La lucidité apparente de Hammond (qui déclare en aparté qu’il est « désolé d’avoir été élu pour ne pas pouvoir tenir ses promesses ») n’empêche pas son inconscience ou son cynisme (?). Son attitude  lors de la conférence de presse, est sujet à interprétation. Est-il véritablement insouciant ou indifférent (donc cynique) pour ne répondre que par des idées générales, des esquives, tout en se référant au passé pour faire des effets d’annonce péremptoires (« nous vaincrons la crise car nous avons gagné la guerre »). La particularité de cette séquence mérite qu’on s’y attarde quelques instants. Par sa construction en d’implacables champs/contre-champs serrés, elle a presque l’apparence d’un procès direct entre un accusé (qui joue aussi le rôle d’avocat), et un accusateur (un jeune journaliste) qui égrène les maux du pays. Plus que l’accident de la route et l’intervention divine qui vont suivre (qui me paraissent bien artificiels), c’est bien cette conviction affichée par le jeune homme qui va rendre Hammond adulte et responsable. Les mesures radicales annoncées un peu plus loin répondent ainsi point par point aux interrogations inquiètes du journaliste.

L’accident de voiture (fruit de son irresponsabilité juvénile) n’est pour moi que l’expression apparente du profond changement intérieur qui l’étreint.

Pendola Malloy, sa secrétaire et ancienne maîtresse ressent naturellement ce changement sur un plan personnel et physique (« ses yeux sont étranges et sa voix différente », la suppression des petits noms : « Miss Malloy » remplaçant l’affectueux « Pendie »).

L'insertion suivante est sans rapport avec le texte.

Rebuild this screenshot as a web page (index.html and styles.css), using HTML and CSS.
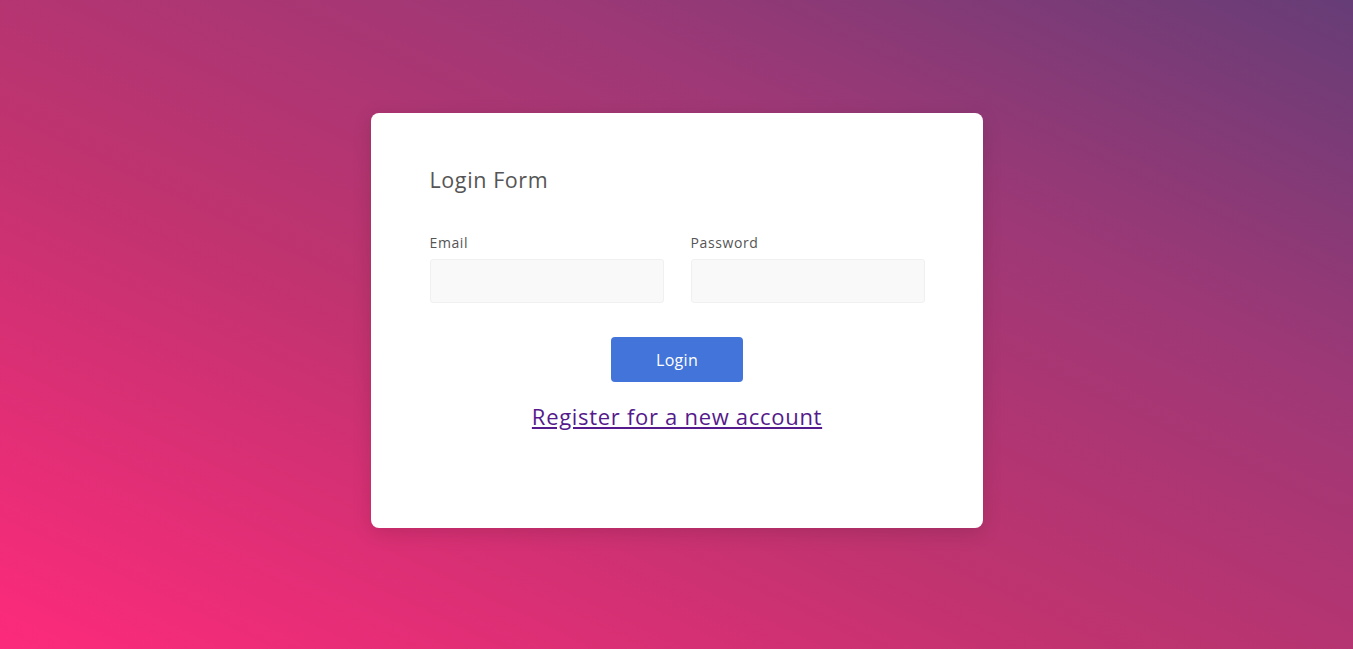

Sur un plan professionnel, Hammond convoque son cabinet et exige des informations sur Branson. Il efface progressivement l’image du Président entouré d’une flopée de conseillers, incapable de prendre seul une décision. Il refuse aux membres de son cabinet l’envoi de l’armée pour contrer les manifestants chômeurs et donne seul les ordres. Il se responsabilise, acquiert une éloquence étonnante (enchaînant discours sur discours) et prend le risque de passer pour un dictateur en suspendant les activités du Congrès. Il se donne en fait les moyens de réaliser son programme démocrate, redonnant travail et espoir aux chômeurs en utilisant l’emploi de la force politique, en moralisant la vie sociale (arrestation et jugement du gangster Diamond qui vit grassement de cette époque de prohibition de l’alcool). Le tout à coup d’arguments démagogiques et patriotiques (vous ne devez plus mourir de faim, l’Amérique doit s’en sortir comme elle l’a fait par le passé - appel aux mannes de Lincoln : « Je crois en la démocratie selon Lincoln : le bien du plus grand nombre »...). Pour atteindre son but, Hammond est obligé d’utiliser les moyens que sa conscience et ses idéaux démocratiques repoussent. Mais en est-il conscient ? Si au début du film, le président fraîchement élu est globalement inconscient, le président accidenté-ressuscité, s’il est conscient des mesures à prendre pour lutter contre le chômage et le gangstérisme, n’est pas forcément en mesure de considérer la portée de ces mesures et leur caractère anti-démocratique. L’intransigeance qui le caractérise ne paraît en fait pas beaucoup moins puérile que son attitude avant l’accident.